# Getting Started - Lab 03 - Vectara Upload API

We'll now explore the Vectara Upload API.

This notebook will use our "lab" authentication profile, if you haven't set this up, please [Setup Authentication](./00_setup_authentication.ipynb).


In [None]:
from vectara.factory import Factory
from vectara.managers import CreateCorpusRequest
from pathlib import Path
import logging

logging.basicConfig(format='%(asctime)s:%(name)-35s %(levelname)s:%(message)s', level=logging.INFO, datefmt='%H:%M:%S %z')
logger = logging.getLogger(__name__)

client = Factory(profile="lab").build()

## Setup Corpus
We will setup a lab corpus below before we upload our data. We'll examine this in more depth in the following notebooks.

In [None]:
request = CreateCorpusRequest(name="Getting Started - Upload API", key="03-getting-started-upload-api")
response = client.lab_helper.create_lab_corpus(request)
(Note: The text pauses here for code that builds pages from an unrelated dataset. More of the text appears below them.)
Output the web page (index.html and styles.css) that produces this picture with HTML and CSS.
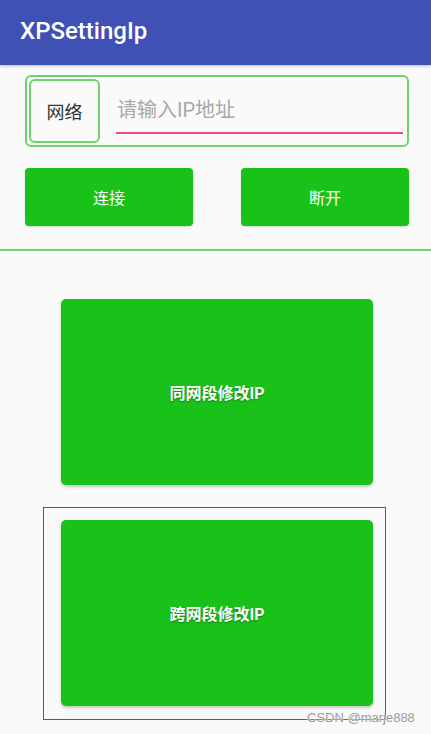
FILE: index.html
```html
<!DOCTYPE html>
<html>
<head>
<meta charset="utf-8">
<link rel="stylesheet" href="styles.css">
</head>
<body>
<div class="app">
  <header class="bar"><span class="title">XPSettingIp</span></header>
  <main class="content">
    <div class="ipbox">
      <div class="label">网络</div>
      <div class="field"><span class="ph">请输入IP地址</span></div>
    </div>
    <div class="btnrow">
      <div class="btn">连接</div>
      <div class="btn">断开</div>
    </div>
  </main>
  <div class="divider"></div>
  <section class="big">
    <div class="bigwrap"><div class="bigbtn">同网段修改IP</div></div>
    <div class="bigwrap marked"><div class="bigbtn">跨网段修改IP</div></div>
  </section>
  <div class="wm">CSDN @marje888</div>
</div>
</body>
</html>
```
FILE: styles.css
```css
html, body { margin: 0; padding: 0; }
body {
  width: 431px; height: 734px; overflow: hidden;
  background: #fafafa;
  font-family: Roboto, "Noto Sans CJK SC", sans-serif;
}
.app { position: relative; width: 431px; height: 734px; }
.bar {
  height: 65px; background: #3f51b5;
  display: flex; align-items: center; padding-left: 20px;
  box-shadow: 0 1px 3px rgba(0,0,0,0.25);
}
.title { color: #fff; font-size: 24px; font-weight: 500; margin-top: -3px; }
.content { padding: 10px 22px 0 25px; }
.ipbox {
  box-sizing: border-box;
  height: 72px; border: 2px solid #6fd26f; border-radius: 6px;
  display: flex; align-items: stretch; padding: 2px;
}
.label {
  width: 67px; border: 2px solid #6fd26f; border-radius: 6px;
  display: flex; align-items: center; justify-content: center;
  font-size: 18px; color: #333;
}
.field { flex: 1; margin-left: 16px; margin-right: 2px; padding-left: 1px; position: relative; display: flex; align-items: center; border-bottom: 2px solid #ee4a7e; margin-top: 8px; margin-bottom: 9px; }
.ph { font-size: 20px; color: #a8a8a8; margin-top: -2px; }
.btnrow { display: flex; justify-content: space-between; margin-top: 21px; }
.btn {
  width: 168px; height: 58px; background: #19c219; border-radius: 4px;
  color: #fff; font-size: 16px; display: flex; align-items: center; justify-content: center;
  box-shadow: 0 1px 2px rgba(0,0,0,0.15);
}
.divider { height: 2px; background: #6fd26f; margin-top: 23px; }
.big { display: flex; flex-direction: column; padding-top: 48px; }
.bigwrap { width: 312px; margin-left: 61px; }
.bigbtn {
  height: 186px; background: #19c219; border-radius: 5px;
  color: #fff; font-size: 16px; font-weight: bold;
  display: flex; align-items: center; justify-content: center;
  box-shadow: 0 2px 3px rgba(0,0,0,0.2);
  text-shadow: 0 1px 2px rgba(0,0,0,0.35);
}
.marked {
  margin-top: 22px; margin-left: 43px; width: 343px; height: 213px; box-sizing: border-box;
  border: 1px solid #d42a2a; padding: 12px 0 0 17px;
}
.marked .bigbtn { width: 312px; height: 186px; }
.wm {
  position: absolute; left: 307px; top: 710px;
  font-family: "Liberation Sans", sans-serif; font-size: 13px; color: #9a9a9a;
  text-shadow: 0 0 2px #fff, 0 0 2px #fff;
}
```
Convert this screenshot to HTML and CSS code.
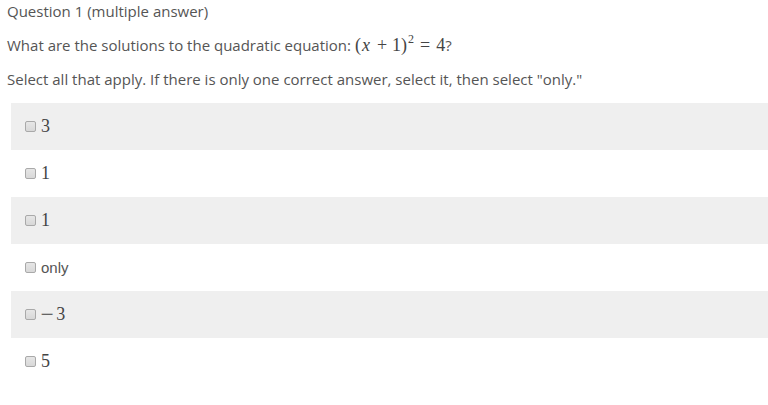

logger.info(f"Our corpus key is [{response.key}]")

## Load Our Content
We'll now upload a research article from the Arxiv research repository.

In [None]:
upload_manager = client.upload_manager

upload_manager.upload(response.key, "./resources/arxiv/2409.05865v1.pdf")

## Check the data is in the Corpus
We can run a list on our corpus documents

In [None]:
client.documents.list_corpus(response.key)

## Upload with Different Name
Each document must have a unique name which we refer to as the "document Id". We can specify a different name for the document as per below.

In [None]:
upload_manager.upload(response.key, "./resources/arxiv/2409.05865v1.pdf", doc_id="Better_Models_for_Robotics")

## Re-Run the Document List
We'll now see two documents in the corpus.

In [None]:
client.documents.list(response.key, metadata_filter="doc.id = 'Better_Models_for_Robotics'")